Predictive information in a sensory population

TL;DR

This paper demonstrates that the earliest visual processing stages, specifically retinal ganglion cells, efficiently encode predictive information about future sensory inputs and their own activity, approaching physical limits and enabling downstream prediction.

Contribution

It reveals that retinal ganglion cells encode near-optimal predictive information, extending the principle of efficient neural representation to early visual processing stages.

Findings

Retinal ganglion cells carry near-maximum predictive information about future inputs.

Groups of cells encode predictive information close to the physical limit set by input statistics.

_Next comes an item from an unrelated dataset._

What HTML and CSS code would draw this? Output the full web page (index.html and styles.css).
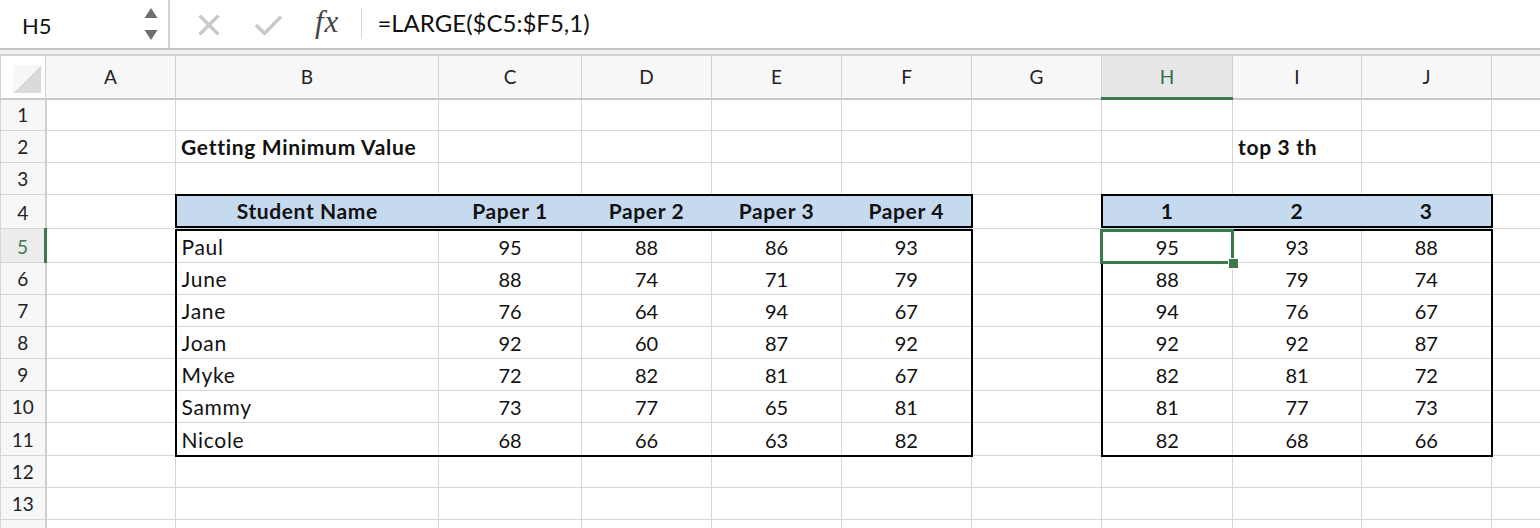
FILE: index.html
```html
<!DOCTYPE html>
<html lang="en">
<head>
    <meta charset="UTF-8">
    <title>LARGE - top 3</title>
    <link rel="stylesheet" href="styles.css">
</head>
<body>
    <div class="toolbar">
        <div class="namebox">
            <span class="ref">H5</span>
            <svg class="spin" width="14" height="32" viewBox="0 0 14 32">
                <path d="M7 0 L13.5 10 L0.5 10 Z" fill="#6e6e6e"/>
                <path d="M0.5 22 L13.5 22 L7 32 Z" fill="#6e6e6e"/>
            </svg>
        </div>
        <svg class="icon-x" width="22" height="20" viewBox="0 0 22 20">
            <path d="M1.5 0.5 L20.5 19.5 M20.5 0.5 L1.5 19.5" stroke="#c9c9c9" stroke-width="3.4"/>
        </svg>
        <svg class="icon-check" width="27" height="20" viewBox="0 0 27 20">
            <path d="M1 10 L9.5 18.5 L26 1.5" stroke="#c9c9c9" stroke-width="3.4" fill="none"/>
        </svg>
        <span class="fx">fx</span>
        <span class="sep"></span>
        <div class="formula">=LARGE($C5:$F5,1)</div>
    </div>
    <div class="divider"></div>

    <div class="grid">
        <table class="sheet">
            <colgroup>
                <col class="c-hdr"><col class="c-a"><col class="c-b"><col class="c-c">
                <col class="c-std"><col class="c-std"><col class="c-std"><col class="c-std">
                <col class="c-h"><col class="c-i"><col class="c-std"><col class="c-std">
            </colgroup>
            <thead>
                <tr>
                    <th class="corner"></th>
                    <th>A</th><th>B</th><th>C</th><th>D</th><th>E</th><th>F</th>
                    <th>G</th><th class="on">H</th><th>I</th><th>J</th><th></th>
                </tr>
            </thead>
            <tbody id="rows"></tbody>
        </table>
    </div>

    <script>
        const scores = [
            ['Paul', 95, 88, 86, 93],
            ['June', 88, 74, 71, 79],
            ['Jane', 76, 64, 94, 67],
            ['Joan', 92, 60, 87, 92],
            ['Myke', 72, 82, 81, 67],
            ['Sammy', 73, 77, 65, 81],
            ['Nicole', 68, 66, 63, 82]
        ];

        const tbody = document.getElementById('rows');
        const empty = n => '<td></td>'.repeat(n);

        for (let r = 1; r <= 14; r++) {
            let cells = '';
            if (r === 2) {
                cells = `<td></td><td class="bold">Getting Minimum Value</td>${empty(6)}<td class="bold">top 3 th</td>${empty(2)}`;
            } else if (r === 4) {
                cells = `<td></td>
                    <td class="head first">Student Name</td>
                    <td class="head">Paper 1</td><td class="head">Paper 2</td>
                    <td class="head">Paper 3</td><td class="head last">Paper 4</td>
                    <td></td>
                    <td class="head first">1</td><td class="head">2</td><td class="head last">3</td>
                    <td></td>`;
            } else if (r >= 5 && r <= 11) {
                const row = scores[r - 5];
                // LARGE(k) for k = 1..3 over the four papers
                const top = row.slice(1).sort((a, b) => b - a).slice(0, 3);
                const edge = r === 11 ? ' end' : '';
                cells = `<td></td><td class="name first${edge}">${row[0]}</td>`;
                row.slice(1).forEach((v, i) => {
                    cells += `<td class="num${edge}${i === 3 ? ' last' : ''}">${v}</td>`;
                });
                cells += '<td></td>';
                top.forEach((v, i) => {
                    let cls = 'num' + edge;
                    if (i === 0) cls += ' first';
                    if (i === 2) cls += ' last';
                    if (r === 5 && i === 0) cls += ' sel';
                    cells += `<td class="${cls}">${v}</td>`;
                });
                cells += '<td></td>';
            } else {
                cells = empty(11);
            }
            const active = r === 5 ? ' class="on"' : '';
            const label = r < 14 ? r : '';
            tbody.innerHTML += `<tr class="r${r}"><th${active}>${label}</th>${cells}</tr>`;
        }
    </script>
</body>
</html>
```

FILE: styles.css
```css
body {
    margin: 0;
    font-family: Lato, "Open Sans", sans-serif;
    color: #111;
    background-color: #fff;
    overflow: hidden;
}
.toolbar {
    display: flex;
    align-items: flex-start;
    height: 48px;
    border-bottom: 2px solid #c4c4c4;
}
.namebox {
    display: flex;
    align-items: flex-start;
    justify-content: space-between;
    width: 170px;
    height: 100%;
    padding: 0 10px 0 22px;
    box-sizing: border-box;
    border-right: 2px solid #d2d2d2;
}
.ref {
    font-size: 22px;
    line-height: 30px;
    padding-top: 11px;
}
.spin {
    margin-top: 8px;
}
.icon-x {
    margin: 15px 0 0 28px;
}
.icon-check {
    margin: 15px 0 0 35px;
}
.fx {
    font-family: "Liberation Serif", serif;
    font-style: italic;
    font-size: 31px;
    line-height: 36px;
    letter-spacing: 1px;
    color: #444;
    margin-left: 33px;
    padding-top: 4px;
}
.sep {
    width: 1px;
    height: 31px;
    background-color: #d6d6d6;
    margin: 8px 0 0 22px;
}
.formula {
    font-size: 24px;
    line-height: 30px;
    padding-top: 8px;
    margin-left: 15px;
}
.divider {
    height: 4px;
    border-bottom: 1px solid #cfcfcf;
    background-color: #efefef;
}
.grid {
    width: 1540px;
    overflow: hidden;
}
.sheet {
    border-collapse: collapse;
    table-layout: fixed;
    width: 1621px;
}
.c-hdr { width: 45px; }
.c-a { width: 130px; }
.c-b { width: 263px; }
.c-c { width: 143px; }
.c-std { width: 130px; }
.c-h { width: 131px; }
.c-i { width: 129px; }
th, td {
    border: 1px solid #d6d6d6;
    padding: 0 0 3px;
    font-size: 20px;
    line-height: 24px;
    white-space: nowrap;
    overflow: visible;
    vertical-align: bottom;
}
thead th {
    height: 41px;
    font-weight: normal;
    font-size: 19px;
    color: #222;
    vertical-align: middle;
    padding: 0;
    background-color: #f7f7f7;
    border-color: #d2d2d2;
    border-bottom: 2px solid #c9c9c9;
}
thead th.on {
    background-color: #e7e7e7;
    color: #2f6f43;
    border-bottom: 3px solid #3b7a4c;
}
.corner {
    background: linear-gradient(135deg, #f7f7f7 50%, #dadada 50%);
    background-size: 28px 28px;
    background-position: 12px 9px;
    background-repeat: no-repeat;
}
tbody th {
    font-weight: normal;
    font-size: 19px;
    color: #222;
    text-align: center;
    background-color: #f7f7f7;
    border-right: 2px solid #cfcfcf;
}
tbody th.on {
    background-color: #ececec;
    color: #3b7a4c;
    border-right: 3px solid #3b7a4c;
}
tr { height: 32px; }
.r4, .r5 { height: 34px; }
.r11 { height: 33px; }
.bold {
    font-weight: bold;
    font-size: 21px;
    letter-spacing: 0.7px;
    padding-left: 5px;
}
.head {
    font-weight: bold;
    font-size: 21px;
    letter-spacing: 0.6px;
    text-align: center;
    background-color: #c5d9ef;
    border-top: 2px solid #000;
    border-left-color: #c5d9ef;
    border-right-color: #c5d9ef;
    border-bottom: 5px double #000;
}
.name {
    font-size: 21px;
    letter-spacing: 0.7px;
    padding-left: 5px;
}
.num {
    text-align: center;
}
.first { border-left: 2px solid #000 !important; }
.last { border-right: 2px solid #000 !important; }
.end { border-bottom: 2px solid #000; }
.sel {
    position: relative;
}
.sel::before {
    content: "";
    position: absolute;
    left: -3px;
    top: -2px;
    right: -2px;
    bottom: -2px;
    border: 3px solid #3a794c;
}
.sel::after {
    content: "";
    position: absolute;
    right: -7px;
    bottom: -7px;
    width: 9px;
    height: 9px;
    background-color: #3a794c;
    border: 1px solid #fff;
}
```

Downstream neurons can further compress and encode predictive information, showing feature selectivity.

Abstract

Guiding behavior requires the brain to make predictions about future sensory inputs. Here we show that efficient predictive computation starts at the earliest stages of the visual system. We estimate how much information groups of retinal ganglion cells carry about the future state of their visual inputs, and show that every cell we can observe participates in a group of cells for which this predictive information is close to the physical limit set by the statistical structure of the inputs themselves. Groups of cells in the retina also carry information about the future state of their own activity, and we show that this information can be compressed further and encoded by downstream predictor neurons, which then exhibit interesting feature selectivity. Efficient representation of predictive information is a candidate principle that can be applied at each stage of neural computation.